Weder Ademi noch die anderen über 3000 Personen, die in der Schweiz jedes Jahr wegen geringfügiger Delikte inhaftiert werden, haben letztlich ihre Busse bezahlt. Stattdessen kosten Ersatzfreiheitsstrafen Geld. Die Zürcher Studie berechnet pro Hafttag und Person Kosten von 216 Franken. 2018 schlugen Bearbeitung und Vollzug von Ersatzfreiheitsstrafen demnach mit 5,9 Millionen Franken zu Buche. Der effektive Aufwand sei allerdings kleiner, schreiben die Studienautoren: weil unter Androhung der Haft viele Bussen schliesslich im letzten Moment doch noch bezahlt würden.

Das sei zynisch und gefährlich, sagt Lorenz Bertsch von der St. Galler Schuldenberatung. «Die Angst vor dem Gefängnis bewegt die Schuldner höchstens dazu, bei Verwandten noch mehr Kredite aufzunehmen oder auf illegalem Weg mehr Geld zu besorgen», sagt Bertsch. «Denn wenn sie die Möglichkeit hätten, die Busse von sich aus zu bezahlen, dann wäre die Busse ja schon im Rahmen des Betreibungsverfahrens beglichen worden.»

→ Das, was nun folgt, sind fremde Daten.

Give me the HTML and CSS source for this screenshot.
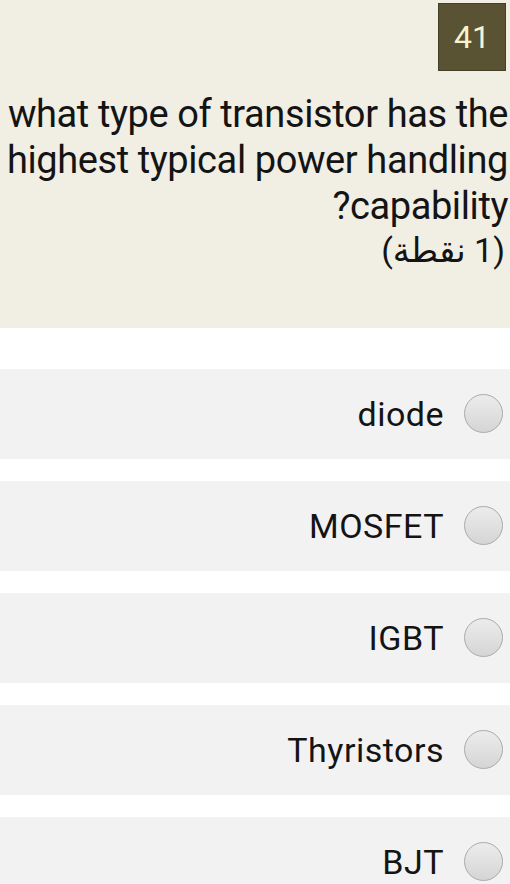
FILE: index.html
```html
<!DOCTYPE html>
<html lang="ar">
<head>
<meta charset="utf-8">
<link rel="stylesheet" href="styles.css">
</head>
<body>
<div class="panel">
  <div class="badge-row"><div class="badge">41</div></div>
  <div class="question">
    <div>what type of transistor has the highest typical power handling capability?</div>
    <div class="points">(1 نقطة)</div>
  </div>
</div>
<div class="options">
  <label class="option"><span class="label">diode</span><span class="radio"></span></label>
  <label class="option"><span class="label">MOSFET</span><span class="radio"></span></label>
  <label class="option"><span class="label">IGBT</span><span class="radio"></span></label>
  <label class="option"><span class="label">Thyristors</span><span class="radio"></span></label>
  <label class="option"><span class="label">BJT</span><span class="radio"></span></label>
</div>
</body>
</html>
```
FILE: styles.css
```css
html, body {
  margin: 0;
  padding: 0;
  background: #ffffff;
  font-family: Roboto, "DejaVu Sans", sans-serif;
  color: #141414;
}
.panel {
  background: #f1eee4;
  height: 328px;
  box-sizing: border-box;
  padding: 3px 4px 0 0;
}
.badge-row {
  display: flex;
  justify-content: flex-end;
}
.badge {
  width: 68px;
  height: 68px;
  box-sizing: border-box;
  background: #5a5333;
  border: 1px solid #443f27;
  color: #f7f3cf;
  font-size: 32px;
  display: flex;
  align-items: center;
  justify-content: center;
}
.question {
  direction: rtl;
  text-align: right;
  font-size: 38px;
  letter-spacing: -0.4px;
  line-height: 46px;
  margin-top: 20px;
  margin-right: -2px;
}
.points {
  font-size: 34px;
  line-height: 42px;
  letter-spacing: 0;
  margin-right: 3px;
}
.options {
  margin-top: 41px;
  display: flex;
  flex-direction: column;
  gap: 22px;
}
.option {
  height: 90px;
  background: #f2f2f2;
  display: flex;
  align-items: center;
  justify-content: flex-end;
  gap: 20px;
  padding-right: 7px;
  font-size: 34px;
  letter-spacing: 0.5px;
  color: #141414;
}
.radio {
  width: 39px;
  height: 39px;
  box-sizing: border-box;
  border-radius: 50%;
  border: 1.5px solid #aaaaaa;
  background: linear-gradient(#ececec, #d5d5d5);
  margin-top: -2px;
}
```
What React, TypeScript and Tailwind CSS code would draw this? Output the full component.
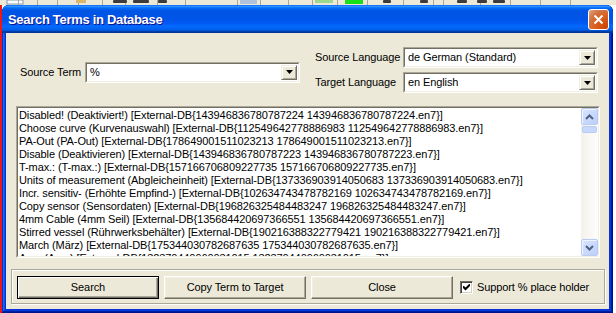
const ROWS = [
  "Disabled! (Deaktiviert!) [External-DB{143946836780787224 143946836780787224.en7}]",
  "Choose curve (Kurvenauswahl) [External-DB{112549642778886983 112549642778886983.en7}]",
  "PA-Out (PA-Out) [External-DB{178649001511023213 178649001511023213.en7}]",
  "Disable (Deaktivieren) [External-DB{143946836780787223 143946836780787223.en7}]",
  "T-max.: (T-max.:) [External-DB{157166706809227735 157166706809227735.en7}]",
  "Units of measurement (Abgleicheinheit) [External-DB{137336903914050683 137336903914050683.en7}]",
  "Incr. sensitiv- (Erhöhte Empfind-) [External-DB{102634743478782169 102634743478782169.en7}]",
  "Copy sensor (Sensordaten) [External-DB{196826325484483247 196826325484483247.en7}]",
  "4mm Cable (4mm Seil) [External-DB{135684420697366551 135684420697366551.en7}]",
  "Stirred vessel (Rührwerksbehälter) [External-DB{190216388322779421 190216388322779421.en7}]",
  "March (März) [External-DB{175344030782687635 175344030782687635.en7}]",
  "Aug. (Aug.) [External-DB{132370440960031015 132370440960031015.en7}]",
];

// bits of the app toolbar peeking out above the dialog
function ToolbarStrip() {
  const seps = [18, 37, 57, 78, 102, 125, 157, 185, 237, 260, 288, 312, 337, 367, 403, 433, 443, 480, 510, 540, 570];
  const blobs = [
    [113, 14], [133, 16], [158, 9], [383, 8], [420, 8], [457, 10], [477, 10], [493, 12],
  ];
  return (
    <svg width="616" height="5" className="block">
      <rect width="616" height="5" fill="#ECE9D8" />
      <rect x="7" y="0" width="16" height="4" fill="#FFFFFF" stroke="#7F9DB9" strokeWidth="1" />
      {seps.map((x) => (
        <rect key={x} x={x} y="0" width="1" height="5" fill="#ACA899" />
      ))}
      {blobs.map(([x, w]) => (
        <rect key={x} x={x} y="0" width={w} height="3" rx="1" fill="#3C3C3C" />
      ))}
      <rect x="76" y="0" width="10" height="3" fill="#D9B86C" />
      <rect x="240" y="0" width="17" height="4" fill="#AFC3DA" />
      <rect x="315" y="0" width="18" height="3" fill="#9CD88E" />
      <rect x="345" y="0" width="18" height="4" fill="#18E018" />
    </svg>
  );
}

function DropButton() {
  return (
    <div className="flex h-full w-[16px] items-center justify-center border border-t-[#F1EFE2] border-l-[#F1EFE2] border-r-[#716F64] border-b-[#716F64] bg-[#ECE9D8] shadow-[inset_1px_1px_#FFFFFF,inset_-1px_-1px_#ACA899]">
      <svg width="7" height="4" viewBox="0 0 7 4">
        <path d="M0 0h7L3.5 4z" fill="#000" />
      </svg>
    </div>
  );
}

function Combo({ value, className }: { value: string; className: string }) {
  return (
    <div className={`flex h-[21px] border border-t-[#ACA899] border-l-[#ACA899] border-r-white border-b-white ${className}`}>
      <div className="flex flex-1 border border-t-[#716F64] border-l-[#716F64] border-r-[#F1EFE2] border-b-[#F1EFE2] bg-white p-[1px]">
        <span className="flex-1 pl-[2px] leading-[15px]">{value}</span>
        <DropButton />
      </div>
    </div>
  );
}

function ScrollArrow({ up }: { up?: boolean }) {
  return (
    <div className="flex h-[17px] w-[17px] items-center justify-center rounded-[2px] border border-[#B9CBF3] bg-[linear-gradient(135deg,#D9E5FD,#BCCFFB)] shadow-[inset_1px_1px_#F0F4FE]">
      <svg width="9" height="6" viewBox="0 0 9 6">
        <path
          d={up ? "M1 5L4.5 1.5L8 5" : "M1 1L4.5 4.5L8 1"}
          fill="none"
          stroke="#4D6185"
          strokeWidth="2"
        />
      </svg>
    </div>
  );
}

function WinButton({ label, isDefault }: { label: string; isDefault?: boolean }) {
  return (
    <div
      className={`flex h-[23px] w-[142px] items-center justify-center bg-[#ECE9D8] ${
        isDefault
          ? "border border-black shadow-[inset_1px_1px_#FFFFFF,inset_-1px_-1px_#716F64,inset_-2px_-2px_#ACA899]"
          : "border border-t-white border-l-white border-r-[#716F64] border-b-[#716F64] shadow-[inset_-1px_-1px_#ACA899,inset_1px_1px_#F1EFE2]"
      }`}
    >
      {label}
    </div>
  );
}

export default function App() {
  return (
    <div className="flex h-[313px] w-[616px] flex-col overflow-hidden bg-white font-['Liberation_Sans',Arial,sans-serif] text-[11px] tracking-[-0.1px] text-black">
      <ToolbarStrip />
      <div className="flex flex-1">
        <div className="w-[2px] bg-[#E81818]" />
        <div className="flex w-[611px] flex-col rounded-t-[7px] bg-[#0831D9] shadow-[inset_-1px_-1px_#00138C,inset_1px_1px_#0831D9,inset_-2px_-2px_#001EA0,inset_2px_2px_#166AEE,inset_-3px_-3px_#003BDA,inset_3px_3px_#0855DD]">
          {/* caption */}
          <div className="flex h-[28px] items-center rounded-t-[7px] bg-[linear-gradient(180deg,#0058EE_0%,#3593FF_4%,#288EFF_6%,#127DFF_8%,#036FFC_10%,#0262EE_14%,#0057E5_20%,#0054E3_24%,#0055EB_56%,#005BF5_66%,#026AFE_76%,#0062EF_86%,#0052D6_92%,#0040AB_94%,#003092_100%)] pl-[6px] pr-[4px]">
            <span className="flex-1 pt-[1px] text-[13px] font-bold tracking-[-0.3px] text-white [text-shadow:1px_1px_#0F1089]">
              Search Terms in Database
            </span>
            <div className="flex h-[21px] w-[21px] items-center justify-center rounded-[3px] border border-white bg-[radial-gradient(circle_at_90%_90%,#CC4600_0%,#DC6527_55%,#CD7546_70%,#E8A883_100%)]">
              <svg width="11" height="11" viewBox="0 0 11 11">
                <path d="M1.5 1.5L9.5 9.5M9.5 1.5L1.5 9.5" stroke="#FFFFFF" strokeWidth="2" />
              </svg>
            </div>
          </div>

          {/* body */}
          <div className="mx-[4px] mb-[4px] flex flex-1 flex-col bg-[#ECE9D8] pt-[14px] pb-[5px]">
            <div className="flex items-center">
              <div className="flex items-center pt-[4px] pl-[14px]">
                <span className="w-[65px]">Source Term</span>
                <Combo value="%" className="w-[215px]" />
              </div>
              <div className="ml-[15px] flex flex-col gap-[4px]">
                <div className="flex items-center">
                  <span className="w-[88px]">Source Language</span>
                  <Combo value="de German (Standard)" className="w-[195px]" />
                </div>
                <div className="flex items-center">
                  <span className="w-[88px]">Target Language</span>
                  <Combo value="en English" className="w-[195px]" />
                </div>
              </div>
            </div>

            {/* result list */}
            <div className="mt-[13px] ml-[10px] mr-[9px] flex h-[152px] border border-t-[#ACA899] border-l-[#ACA899] border-r-white border-b-white">
              <div className="flex flex-1 border border-t-[#716F64] border-l-[#716F64] border-r-[#F1EFE2] border-b-[#F1EFE2] bg-white">
                <div className="flex-1 overflow-hidden pt-[1px] pl-[1px]">
                  {ROWS.map((r) => (
                    <div key={r} className="whitespace-nowrap leading-[13px]">
                      {r}
                    </div>
                  ))}
                </div>
                <div className="flex w-[17px] flex-col bg-[linear-gradient(90deg,#F3F1EC,#FEFEFB)]">
                  <ScrollArrow up />
                  <div className="mx-auto mt-[1px] h-[7px] w-[15px] rounded-[2px] border border-[#B9CBF3] bg-[#C8D8FC]" />
                  <div className="flex-1" />
                  <ScrollArrow />
                </div>
              </div>
            </div>

            {/* action bar */}
            <div className="mt-[11px] ml-[5px] mr-[4px] flex h-[35px] gap-[5px] border border-[#ACA899] pt-[6px] pl-[5px] shadow-[inset_1px_1px_#FFFFFF,1px_1px_#FFFFFF]">
              <WinButton label="Search" isDefault />
              <WinButton label="Copy Term to Target" />
              <WinButton label="Close" />
              <div className="ml-[2px] flex h-[23px] items-center gap-[4px]">
                <div className="flex h-[13px] w-[13px] items-center justify-center border border-t-[#716F64] border-l-[#716F64] border-r-white border-b-white bg-white shadow-[inset_1px_1px_#404040,inset_-1px_-1px_#D4D0C8]">
                  <svg width="7" height="7" viewBox="0 0 7 7">
                    <path d="M0 2.5L2.5 5L7 0.5" fill="none" stroke="#000" strokeWidth="2" />
                  </svg>
                </div>
                <span>Support % place holder</span>
              </div>
            </div>
          </div>
        </div>
        <div className="flex-1 bg-white" />
      </div>
    </div>
  );
}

Es geht bei der Ersatzfreiheitsstrafe eben nicht ums Geld. Aber worum dann? Besarta Ademi sei nun schon länger nicht mehr wegen einer Busse in Bedrängnis geraten, sagt sie. «Das Gefängnis in Biel will ich nie mehr von innen sehen müssen.» Ihr Auto hat sie verkauft – aus Angst vor weiteren Bussen und weil sie es sich nicht mehr leisten kann. Sie spart damit eine ihrer letzten nicht zum Überleben nötigen Ausgaben ein. Ihr Fall macht klar, um was es bei diesem Strafmechanismus geht: um Disziplin – und um Bestrafung von Armut.